The two rigid airships of the Akron class, Akron and Macon, were built for scouting duties for the U.S. Navy and operational between 1931 and 1933.

Following experiments with launching and recovering small aeroplanes using USS Los Angeles, the US Navy designed Akron and Macon with internal hangars able to house a number of Curtiss F9C Sparrowhawk biplane fighters. The fighters were launched and recovered using a "trapeze" mechanism.

With lengths of 785 ft (239 m), Akron and Macon were among the largest flying objects in the world and still hold the world record for helium-filled airships. They were just 20 ft (6.1 m) shorter than the German hydrogen-filled airship Hindenburg.

Akron first flew on 8 August 1931 and Macon followed on 21 April 1933. The Sparrowhawk fighters became operational in September 1932. Akron was destroyed on 4 April 1934 and Macon on 12 February 1935.

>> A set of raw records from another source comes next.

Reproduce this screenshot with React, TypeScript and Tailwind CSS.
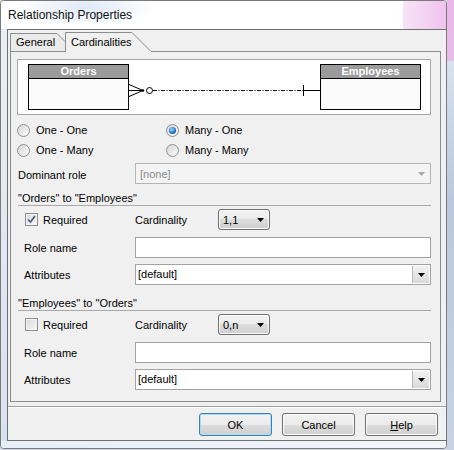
import React from "react";
import clsx from "clsx";

function Arrow({ color = "#000" }: { color?: string }) {
  return (
    <svg width="7" height="4" viewBox="0 0 7 4" className="shrink-0">
      <path d="M0 0H7L3.5 4Z" fill={color} />
    </svg>
  );
}

function Radio({ checked }: { checked?: boolean }) {
  return (
    <span className="w-[13px] h-[13px] shrink-0 rounded-full border border-[#8f8f8f] bg-linear-to-br from-[#d4d4d4] to-[#fcfcfc] flex items-center justify-center">
      {checked && (
        <span className="w-[7px] h-[7px] rounded-full bg-[radial-gradient(circle_at_40%_35%,#9ad8ff,#1f6cbc_60%,#0c3b74)]" />
      )}
    </span>
  );
}

function Checkbox({ checked }: { checked?: boolean }) {
  return (
    <span className="w-[13px] h-[13px] shrink-0 border border-[#8f8f8f] bg-linear-to-br from-[#d8d8d8] to-[#fafafa] shadow-[inset_0_0_0_1px_#f4f4f4] flex items-center justify-center">
      {checked && (
        <svg width="11" height="11" viewBox="0 0 11 11">
          <path d="M2 5.5L4.5 8L9 2" fill="none" stroke="#4b5b8a" strokeWidth="1.7" />
        </svg>
      )}
    </span>
  );
}

function DropList({ value }: { value: string }) {
  return (
    <div className="w-[52px] h-[21px] rounded-[3px] border border-[#707070] bg-[linear-gradient(#f2f2f2,#ebebeb_50%,#dddddd_50%,#cfcfcf)] shadow-[inset_0_0_0_1px_#fbfbfb] flex items-center pl-[4px] pr-[5px]">
      <span className="flex-1 leading-[14px]">{value}</span>
      <Arrow />
    </div>
  );
}

function TextBox() {
  return <div className="w-[296px] h-[21px] border border-[#a3a3a3] bg-white" />;
}

function EditCombo({ value }: { value: string }) {
  return (
    <div className="w-[296px] h-[21px] border border-[#a3a3a3] bg-white flex">
      <span className="flex-1 pl-[2px] leading-[19px]">{value}</span>
      <div className="w-[17px] m-[1px] ml-0 border-l border-[#b8b8b8] bg-linear-to-b from-[#f3f3f3] to-[#d9d9d9] flex items-center justify-center">
        <Arrow />
      </div>
    </div>
  );
}

function Button({ children, primary }: { children: React.ReactNode; primary?: boolean }) {
  return (
    <div
      className={clsx(
        "w-[73px] h-[23px] rounded-[3px] border bg-[linear-gradient(#f2f2f2,#ebebeb_50%,#dddddd_50%,#cfcfcf)] flex items-center justify-center leading-[14px]",
        primary
          ? "border-[#3c7fb1] shadow-[inset_0_0_0_1px_#a6def9]"
          : "border-[#707070] shadow-[inset_0_0_0_1px_#fbfbfb]"
      )}
    >
      {children}
    </div>
  );
}

function EntityBox({ name }: { name: string }) {
  return (
    <div className="w-[101px] h-[46px] border border-black bg-[#fbfbfb] flex flex-col">
      <div className="h-[14px] bg-[#9b9b9b] border-b border-black text-white font-bold text-center leading-[13px]">
        {name}
      </div>
    </div>
  );
}

function Relation() {
  return (
    <div className="flex items-start pt-[4px] pl-[10px]">
      <EntityBox name="Orders" />
      <svg width="191" height="46" viewBox="0 0 191 46" shapeRendering="geometricPrecision">
        <path d="M0 20.5L14 26.5M0 26.5H14M0 32.5L14 26.5" stroke="#000" strokeWidth="1" fill="none" />
        <circle cx="14" cy="26.5" r="1.3" fill="#000" />
        <circle cx="20.5" cy="26.5" r="3" fill="#fff" stroke="#000" />
        <line x1="24" y1="26.5" x2="174" y2="26.5" stroke="#000" strokeDasharray="4 1.5 1 1.5" />
        <line x1="174.5" y1="21" x2="174.5" y2="32" stroke="#000" />
        <line x1="174" y1="26.5" x2="191" y2="26.5" stroke="#000" />
      </svg>
      <EntityBox name="Employees" />
    </div>
  );
}

function Tabs() {
  return (
    <div className="flex h-[21px] pl-[2px] relative z-10">
      <div className="relative w-[66px] h-[18px] mt-[3px] pl-[6px]">
        <svg className="absolute inset-0" width="66" height="18" viewBox="0 0 66 18">
          <path d="M0.5 18V0.5H47L64.5 18" fill="#ebebeb" stroke="#8c8c8c" />
        </svg>
        <span className="relative leading-[18px]">General</span>
      </div>
      <div className="relative -ml-[11px] w-[86px] h-[20px] mt-[2px] pl-[6px]">
        <svg className="absolute inset-0" width="86" height="20" viewBox="0 0 86 20">
          <path d="M0.5 20V0.5H67L86 19.5V20Z" fill="#f0f0f0" />
          <path d="M0.5 20V0.5H67L85.5 19" fill="none" stroke="#8c8c8c" />
        </svg>
        <span className="relative leading-[20px]">Cardinalities</span>
      </div>
    </div>
  );
}

function Section({ title, required, card }: { title: string; required?: boolean; card: string }) {
  return (
    <>
      <div className="ml-[7px] w-[413px] h-[14px] leading-[14px]">{title}</div>
      <div className="ml-[7px] w-[413px] border-t border-[#a9a9a9]" />
      <div className="flex items-center h-[21px] mt-[3px] ml-[14px]">
        <div className="w-[110px] flex items-center gap-[5px]">
          <Checkbox checked={required} />
          <span className="leading-[14px]">Required</span>
        </div>
        <span className="w-[83px] leading-[14px]">Cardinality</span>
        <DropList value={card} />
      </div>
      <div className="flex items-center h-[21px] mt-[7px] ml-[13px]">
        <span className="w-[111px] leading-[14px]">Role name</span>
        <TextBox />
      </div>
      <div className="flex items-center h-[21px] mt-[6px] ml-[13px]">
        <span className="w-[111px] leading-[14px]">Attributes</span>
        <EditCombo value="[default]" />
      </div>
    </>
  );
}

export default function App() {
  return (
    <div className="w-[454px] h-[450px] flex bg-[#cdd8e6] font-['Liberation_Sans',Arial,sans-serif] text-[11px] text-black overflow-hidden">
      <div className="w-[447px] h-[449px] border border-[#7a7a7a] rounded-[4px] bg-[#eef3f9] flex flex-col overflow-hidden">
        {/* title bar */}
        <div className="h-[28px] flex items-center bg-[radial-gradient(ellipse_70px_20px_at_85px_6px,#dfeaf7,#ffffff)]">
          <span className="pl-[7px] text-[12px] leading-[16px] text-[#111]">Relationship Properties</span>
          <div className="flex-1" />
          <div className="w-[43px] h-full bg-linear-to-r from-[#f7e3f6] to-[#efc3ee]" />
        </div>

        <div className="flex h-[412px]">
          <div className="w-[6px] bg-linear-to-b from-[#e9eff7] to-[#d7e2ef]" />
          {/* client area */}
          <div className="w-[439px] border-l border-t border-b border-[#6f6f6f] bg-[#f0f0f0] flex flex-col">
            <Tabs />
            <div className="ml-[2px] w-[431px] h-[351px] border border-[#8c8c8c] bg-[#f0f0f0] flex flex-col">
              <div className="ml-[6px] mt-[7px] w-[414px] h-[56px] border border-[#a5a5a5] bg-white">
                <Relation />
              </div>

              <div className="mt-[5px] ml-[6px] flex flex-col">
                <div className="flex h-[20px] items-center">
                  <div className="w-[149px] flex items-center gap-[6px]">
                    <Radio />
                    <span className="leading-[14px]">One - One</span>
                  </div>
                  <div className="flex items-center gap-[6px]">
                    <Radio checked />
                    <span className="leading-[14px]">Many - One</span>
                  </div>
                </div>
                <div className="flex h-[20px] items-center">
                  <div className="w-[149px] flex items-center gap-[6px]">
                    <Radio />
                    <span className="leading-[14px]">One - Many</span>
                  </div>
                  <div className="flex items-center gap-[6px]">
                    <Radio />
                    <span className="leading-[14px]">Many - Many</span>
                  </div>
                </div>
              </div>

              <div className="flex items-center h-[21px] mt-[3px] ml-[7px]">
                <span className="w-[117px] leading-[14px] pt-[3px]">Dominant role</span>
                <div className="w-[296px] h-[21px] border border-[#b5b5b5] bg-[#f4f4f4] flex items-center pl-[4px] pr-[5px]">
                  <span className="flex-1 text-[#8a8a8a] leading-[14px]">[none]</span>
                  <Arrow color="#a6a6a6" />
                </div>
              </div>

              <div className="mt-[7px]" />
              <Section title={'"Orders" to "Employees"'} required card="1,1" />
              <div className="mt-[11px]" />
              <Section title={'"Employees" to "Orders"'} card="0,n" />
            </div>

            <div className="mt-[4px] border-t border-b border-t-[#a0a0a0] border-b-white" />
            <div className="mt-[5px] flex justify-end gap-[10px] pr-[8px]">
              <Button primary>OK</Button>
              <Button>Cancel</Button>
              <Button>
                <span>
                  <span className="underline">H</span>elp
                </span>
              </Button>
            </div>
          </div>
        </div>
        <div className="h-[7px] bg-linear-to-r from-[#e8eef6] to-[#f3f6fb]" />
      </div>
      <div className="w-[7px] h-[450px] bg-[linear-gradient(#eab8e9,#e7bde8_60px,#d7e2ef_62px,#b9c8dc_200px,#c7d3e3)]" />
    </div>
  );
}
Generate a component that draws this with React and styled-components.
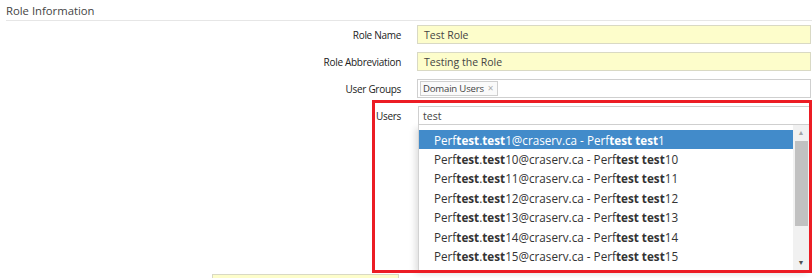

During her accident-prone 18-month term of service, the Akron served as an airborne aircraft carrier for launching and recovering F9C Sparrowhawk fighter planes. Akron was destroyed in a thunderstorm off the coast of New Jersey on the morning of 4 April 1933, killing 73 of her 76 crewmen and passengers. This accident was the largest loss of life for any known airship crash.